Conducting big business in the decades following the industrial revolution normally entailed the marshalling of labour and resources in a profitable sinecure. Fur trappers and tin miners, agriculture and energy, railroads and steel all fit this model.
These industries persist today but are becoming scarce in the pantheon of very top companies measured by market capitalisation or economic value addition. Labour has mobilised, a thicket of laws exists to prevent excessive exploitation and monopolies of international scale are prohibited.
Only perhaps in the world of software and social media have we seen the kind of recently accrued market share power that breeds exploitative practices: Microsoft’s dominance of operating system software is a matter of historic fact and Facebook’s control of the network effect across its platforms are prime examples of predatory corporate behaviour: rabid until checked.
Outside these large and unusual cases, successful companies conducting business across multiple continents need to balance of standardisation against customisation. Standard so often entails stand-still which is a death curse for companies. At the other end of the spectrum, few businesses can adopt a fully bespoke offering and hope to grow beyond their artisanal roots.
There is another category, companies and sometimes just one-person offerings, inevitably small that provide a service but in a highly personal way. Our favourite example of this was the now defunct Omotesando Koffee in Tokyo. Eiicho Kunitomo ran a coffee show like no other. He allowed only one customer in at a time and that customer was asked only one question. “Sugar or not?”
The Japanese have a saying for this type of offering: Ichigo Ichie (once in a lifetime). The very point of this service is the restricted scale and hobbyists of all stripes will testify to the special experience of having a custom-made bike frame made or a cricket bat or a pair of shoes.

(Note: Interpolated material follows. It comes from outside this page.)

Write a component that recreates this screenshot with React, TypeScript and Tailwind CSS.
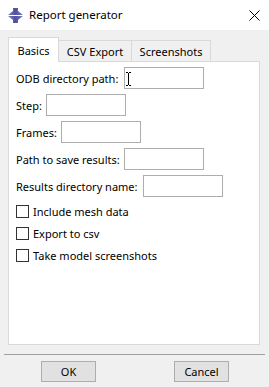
import React from "react";

const font = { fontFamily: '"Noto Sans", "Segoe UI", Arial, sans-serif' };

function Field({ label, lw }: { label: string; lw: string }) {
  return (
    <div className="flex items-center h-[22px]">
      <span className={`${lw} shrink-0 text-[11px] text-black whitespace-nowrap leading-none`}>{label}</span>
      <div className="w-[80px] h-[22px] shrink-0 border border-[#adadad] bg-white" />
    </div>
  );
}

function Check({ label }: { label: string }) {
  return (
    <div className="flex items-center h-[13px]">
      <div className="w-[13px] h-[13px] border border-[#333333] bg-white" />
      <span className="ml-[4px] text-[11px] text-black leading-none whitespace-nowrap">{label}</span>
    </div>
  );
}

export default function App() {
  return (
    <div className="w-[269px] h-[387px] bg-[#f0f0f0] flex flex-col overflow-hidden" style={font}>
      <div className="h-[30px] bg-white flex items-center shrink-0">
        <svg width="15" height="15" viewBox="0 0 15 15" className="ml-[8px]">
          <defs>
            <linearGradient id="g" x1="0" y1="0" x2="1" y2="0">
              <stop offset="0" stopColor="#7c80c4" />
              <stop offset="0.5" stopColor="#4d519e" />
              <stop offset="1" stopColor="#7c80c4" />
            </linearGradient>
          </defs>
          <polygon points="5,0 10,0 10,3 15,7 0,7 5,3" fill="url(#g)" />
          <polygon points="0,8 15,8 10,12 10,15 5,15 5,12" fill="url(#g)" />
        </svg>
        <span className="ml-[6px] text-[11.5px] text-black leading-none">Report generator</span>
        <svg width="11" height="11" viewBox="0 0 11 11" className="ml-auto mr-[9px]">
          <path d="M0.5 0.5 L10.5 10.5 M10.5 0.5 L0.5 10.5" stroke="#000" strokeWidth="1" />
        </svg>
      </div>
      <div className="flex items-end h-[24px] mt-[7px] ml-[8px] shrink-0">
        <div className="relative z-10 w-[51px] h-[25px] -mb-px bg-white border border-b-0 border-[#d9d9d9] flex items-center justify-center text-[11px] text-black leading-none">
          Basics
        </div>
        <div className="w-[73px] h-[21px] bg-[#f0f0f0] border-t border-r border-[#d9d9d9] flex items-center justify-center text-[11px] text-black leading-none">
          CSV Export
        </div>
        <div className="w-[79px] h-[21px] bg-[#f0f0f0] border-t border-r border-[#d9d9d9] flex items-center justify-center text-[11px] text-black leading-none">
          Screenshots
        </div>
      </div>
      <div className="ml-[8px] w-[252px] h-[284px] bg-white border border-[#d9d9d9] shrink-0 pt-[5px] pl-[7px]">
        <div className="flex flex-col gap-[5px]">
          <div className="relative">
            <Field label="ODB directory path:" lw="w-[108px]" />
            <svg width="5" height="14" viewBox="0 0 5 14" className="absolute left-[110px] top-[5px]">
              <path d="M0 0.5 H2 M3 0.5 H5 M2.5 1 V13 M0 13.5 H2 M3 13.5 H5" stroke="#000" strokeWidth="1" />
            </svg>
          </div>
          <Field label="Step:" lw="w-[30px]" />
          <Field label="Frames:" lw="w-[45px]" />
          <Field label="Path to save results:" lw="w-[108px]" />
          <Field label="Results directory name:" lw="w-[127px]" />
        </div>
        <div className="flex flex-col gap-[9px] mt-[8px]">
          <Check label="Include mesh data" />
          <Check label="Export to csv" />
          <Check label="Take model screenshots" />
        </div>
      </div>
      <div className="mt-[9px] mx-[4px] h-px bg-[#a0a0a0] shrink-0" />
      <div className="flex mt-[6px] shrink-0">
        <div className="ml-[41px] w-[55px] h-[21px] bg-[#e1e1e1] border border-[#adadad] flex items-center justify-center text-[11px] text-black leading-none">
          OK
        </div>
        <div className="ml-[78px] w-[55px] h-[21px] bg-[#e1e1e1] border border-[#adadad] flex items-center justify-center text-[11px] text-black leading-none">
          Cancel
        </div>
      </div>
    </div>
  );
}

Kunitomo-san’s offering was ephemeral. The contact between the maker and the customer, the drinking of the coffee. Even his business, which he set up as a pop-up in 2011 and remarkably traded for 5 years.*
Ometesando Koffee, Tokyo
Staying on coffee for a moment, for it is a business of great relevance to Nestle. Nestle’s range spans the drink in instant form (Nescafé, which is brewed and consumed 5,500 times a second worldwide) through to the ineffably upper-end Blue Bottle which began in San Francisco and has over 50 cafés in America and Japan today.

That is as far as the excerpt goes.